Onyx is a bi-color and I was not familiar with that, so for the first month or so, I had to wonder what she would end up like. Bi-colors generally stay the same as the puppy coat color, and she hasn't changed much at all.


----------



## doggiedad (Dec 2, 2007)

if a male has that stripe down it's back what's it called???

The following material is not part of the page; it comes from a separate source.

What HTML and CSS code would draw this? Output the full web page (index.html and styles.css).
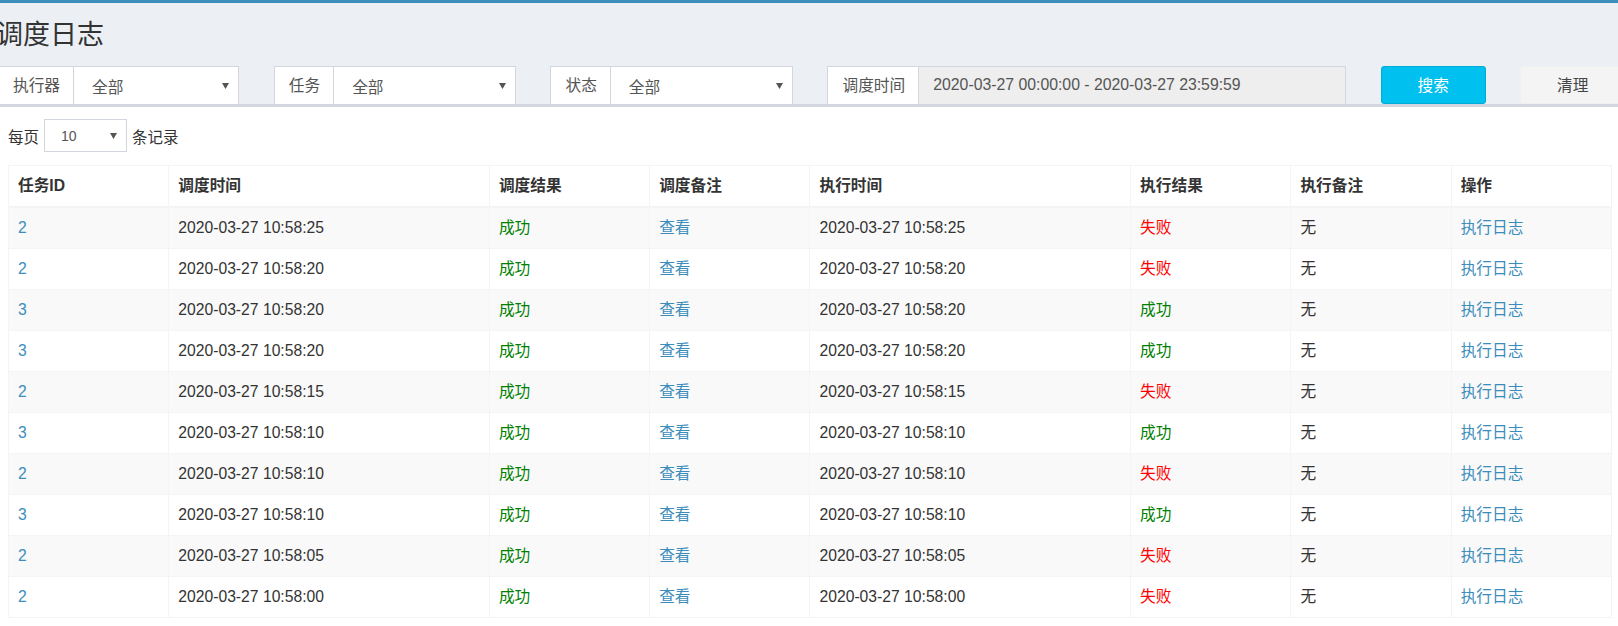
FILE: index.html
```html
<!DOCTYPE html>
<html lang="zh-CN">
<head>
<meta charset="utf-8">
<title>调度日志</title>
<link rel="stylesheet" href="styles.css">
</head>
<body>
<div class="topbar"></div>
<section class="content-header">
  <h1 class="page-title">调度日志</h1>
  <div class="filters">
    <div class="input-group g1">
      <span class="addon">执行器</span>
      <div class="select"><span class="sel-text">全部</span><svg class="caret" width="7" height="6" viewBox="0 0 7 6"><polygon points="0,0 7,0 3.5,6" fill="#555"/></svg></div>
    </div>
    <div class="input-group g2">
      <span class="addon">任务</span>
      <div class="select"><span class="sel-text">全部</span><svg class="caret" width="7" height="6" viewBox="0 0 7 6"><polygon points="0,0 7,0 3.5,6" fill="#555"/></svg></div>
    </div>
    <div class="input-group g3">
      <span class="addon">状态</span>
      <div class="select"><span class="sel-text">全部</span><svg class="caret" width="7" height="6" viewBox="0 0 7 6"><polygon points="0,0 7,0 3.5,6" fill="#555"/></svg></div>
    </div>
    <div class="input-group g4">
      <span class="addon">调度时间</span>
      <div class="date-input">2020-03-27 00:00:00 - 2020-03-27 23:59:59</div>
    </div>
    <button class="btn btn-info">搜索</button>
    <button class="btn btn-default">清理</button>
  </div>
</section>
<section class="box">
  <div class="length">
    <span>每页</span>
    <div class="select-sm"><span>10</span><svg class="caret" width="7" height="6" viewBox="0 0 7 6"><polygon points="0,0 7,0 3.5,6" fill="#555"/></svg></div>
    <span>条记录</span>
  </div>
  <table class="log-table">
    <colgroup>
      <col class="c1"><col class="c2"><col class="c1"><col class="c1"><col class="c2"><col class="c1"><col class="c1"><col class="c1">
    </colgroup>
    <thead>
      <tr><th>任务ID</th><th>调度时间</th><th>调度结果</th><th>调度备注</th><th>执行时间</th><th>执行结果</th><th>执行备注</th><th>操作</th></tr>
    </thead>
    <tbody>
      <tr><td class="link">2</td><td>2020-03-27 10:58:25</td><td class="ok">成功</td><td class="link">查看</td><td>2020-03-27 10:58:25</td><td class="fail">失败</td><td>无</td><td class="link">执行日志</td></tr>
      <tr><td class="link">2</td><td>2020-03-27 10:58:20</td><td class="ok">成功</td><td class="link">查看</td><td>2020-03-27 10:58:20</td><td class="fail">失败</td><td>无</td><td class="link">执行日志</td></tr>
      <tr><td class="link">3</td><td>2020-03-27 10:58:20</td><td class="ok">成功</td><td class="link">查看</td><td>2020-03-27 10:58:20</td><td class="ok">成功</td><td>无</td><td class="link">执行日志</td></tr>
      <tr><td class="link">3</td><td>2020-03-27 10:58:20</td><td class="ok">成功</td><td class="link">查看</td><td>2020-03-27 10:58:20</td><td class="ok">成功</td><td>无</td><td class="link">执行日志</td></tr>
      <tr><td class="link">2</td><td>2020-03-27 10:58:15</td><td class="ok">成功</td><td class="link">查看</td><td>2020-03-27 10:58:15</td><td class="fail">失败</td><td>无</td><td class="link">执行日志</td></tr>
      <tr><td class="link">3</td><td>2020-03-27 10:58:10</td><td class="ok">成功</td><td class="link">查看</td><td>2020-03-27 10:58:10</td><td class="ok">成功</td><td>无</td><td class="link">执行日志</td></tr>
      <tr><td class="link">2</td><td>2020-03-27 10:58:10</td><td class="ok">成功</td><td class="link">查看</td><td>2020-03-27 10:58:10</td><td class="fail">失败</td><td>无</td><td class="link">执行日志</td></tr>
      <tr><td class="link">3</td><td>2020-03-27 10:58:10</td><td class="ok">成功</td><td class="link">查看</td><td>2020-03-27 10:58:10</td><td class="ok">成功</td><td>无</td><td class="link">执行日志</td></tr>
      <tr><td class="link">2</td><td>2020-03-27 10:58:05</td><td class="ok">成功</td><td class="link">查看</td><td>2020-03-27 10:58:05</td><td class="fail">失败</td><td>无</td><td class="link">执行日志</td></tr>
      <tr><td class="link">2</td><td>2020-03-27 10:58:00</td><td class="ok">成功</td><td class="link">查看</td><td>2020-03-27 10:58:00</td><td class="fail">失败</td><td>无</td><td class="link">执行日志</td></tr>
    </tbody>
  </table>
</section>
</body>
</html>
```
FILE: styles.css
```css
html, body {
  margin: 0;
  padding: 0;
}
body {
  width: 1618px;
  height: 626px;
  overflow: hidden;
  background: #ecf0f5;
  font-family: "Liberation Sans", Arial, "Noto Sans CJK SC", sans-serif;
  color: #333;
  display: flex;
  flex-direction: column;
}
.topbar {
  height: 3px;
  background: #3c8dbc;
  flex: none;
}
.content-header {
  padding: 17px 0 0 0;
  flex: none;
}
.page-title {
  margin: 0 0 0 -4px;
  font-size: 27px;
  line-height: 31px;
  font-weight: normal;
  color: #333;
}
.filters {
  display: flex;
  gap: 34.5px;
  margin: 15px 0 0 -2px;
  height: 38px;
}
.input-group {
  display: flex;
  height: 38px;
  flex: none;
  box-sizing: border-box;
}
.g1 { width: 241.3px; }
.g2 { width: 242.2px; }
.g3 { width: 242.5px; }
.g4 { width: 518.7px; }
.addon {
  flex: none;
  display: flex;
  align-items: center;
  padding: 0 13px 0 14px;
  background: #fff;
  border: 1px solid #d2d6de;
  border-right: none;
  border-bottom: none;
  font-size: 15.7px;
  color: #555;
  padding-bottom: 3px;
}
.select {
  flex: 1;
  display: flex;
  align-items: center;
  justify-content: space-between;
  background: #fff;
  border: 1px solid #d2d6de;
  border-bottom: none;
  padding: 0 9px 0 18px;
  font-size: 15.7px;
  color: #555;
}
.sel-text {
  padding-top: 2px;
}
.caret {
  display: block;
  flex: none;
}
.date-input {
  flex: 1;
  display: flex;
  align-items: center;
  background: #eee;
  border: 1px solid #d2d6de;
  border-bottom: none;
  padding: 0 0 2px 14px;
  font-size: 15.8px;
  color: #555;
}
.btn {
  flex: none;
  width: 105px;
  height: 38px;
  font-family: inherit;
  font-size: 15.7px;
  border-radius: 3px;
  padding: 0 0 2px;
  margin: 0;
}
.btn-info {
  background: #00c0ef;
  border: 1px solid #00acd6;
  color: #fff;
}
.btn-default {
  background: #f4f4f4;
  border: 1px solid #f0f0f0;
  color: #444;
  border-radius: 0;
}
.box {
  flex: 1;
  background: #fff;
  border-top: 3px solid #d2d6de;
  padding: 0 6px 0 8px;
}
.length {
  display: flex;
  align-items: center;
  height: 33px;
  margin: 12px 0 13px 0;
  font-size: 15.5px;
  color: #333;
}
.select-sm {
  width: 83px;
  height: 33px;
  box-sizing: border-box;
  margin: 0 5px 0 5px;
  border: 1px solid #d2d6de;
  display: flex;
  align-items: center;
  justify-content: space-between;
  padding: 0 9px 0 16px;
  font-size: 14px;
  color: #555;
}
.log-table {
  width: 1604px;
  border-collapse: collapse;
  table-layout: fixed;
  font-size: 15.7px;
}
.c1 { width: 10%; }
.c2 { width: 20%; }
.log-table th,
.log-table td {
  border: 1px solid #f4f4f4;
  padding: 9px 9px;
  line-height: 22px;
  text-align: left;
  white-space: nowrap;
}
.log-table th {
  font-weight: bold;
  color: #333;
  border-bottom: 2px solid #f4f4f4;
  background: #fff;
}
.log-table tbody tr:nth-child(odd) {
  background: #f9f9f9;
}
.log-table td.link { color: #3c8dbc; }
.log-table td.ok { color: #008000; }
.log-table td.fail { color: #ff0000; }
```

> Originally Posted By: onyx'girlShe is not a sable, but a black & tan, possibly will get a bitch stripe down her back. It is so cool to watch the coat change as the pup ages!
> Onyx is a bi-color and I was not familiar with that, so for the first month or so, I had to wonder what she would end up like. Bi-colors generally stay the same as the puppy coat color, and she hasn't changed much at all.


----------



## doggiedad (Dec 2, 2007)

Mom is gorgeous. she looks like she is blk&red to me. you're pup is going to be a looker. i have a blk&red male. when he was 9 weeks old he looked like he was blk&tan to me. i spoke with his breeder about his color because he didn't look like he was blk&red. she told me not to worry he's going to get darker and he did. now at 15 months he's a deep red and the black is really rich in color. as time went on you could see his color changing. i've always had blk&tan Shepherds. this is my first blk&red. "you gotta love them Sheps".


----------



## Barb E (Jun 6, 2004)

> Originally Posted By: doggiedadif a male has that stripe down it's back what's it called???


Still a bitch stripe


----------



## Mandalay (Apr 21, 2008)

I refer to her as my "Neopolitan" shepherd as she is currently red, white and black...just like the ice cream!!


----------



## Mandalay (Apr 21, 2008)

I have a question about their coats...when do they get the fluffy "adult" fur? I notice that some of the pups I see on here have the adult fur look and Mandalays fur is still very smooth and puppyish. The fur around her neck has gotten a little longer, but not on her stomach or back. Her tail is getting a little bit of a "fringe" to it, but not like a typical adult shepherd. Her mom and dad both had typical GSD hair (not long haired, but definitely not this "smooth collie" look). 

(Mandalay will be 8 months old next week)


----------



## SunCzarina (Nov 24, 2000)

Guard hairs come out at about 7 or 8 months, or atleast Morgan's did. Otto is similar in color ot your girl, he's only 4 months. Half puppy fur and half wavy adult fur - he's starting the get his feathers on his tail and butt.


----------



## KCandMace (Apr 8, 2008)

I just noticed that KC's hair is getting thicker. Still short but much thicker now. KC and Mandalay are only a week apart in age. 
Having each of the pups with a different coat really makes things hard to know. lol


----------



## kelso (Jan 22, 2007)

> Originally Posted By: MandalayI have a question about their coats...when do they get the fluffy "adult" fur? I notice that some of the pups I see on here have the adult fur look and Mandalays fur is still very smooth and puppyish. The fur around her neck has gotten a little longer, but not on her stomach or back. Her tail is getting a little bit of a "fringe" to it, but not like a typical adult shepherd. Her mom and dad both had typical GSD hair (not long haired, but definitely not this "smooth collie" look).
> 
> (Mandalay will be 8 months old next week)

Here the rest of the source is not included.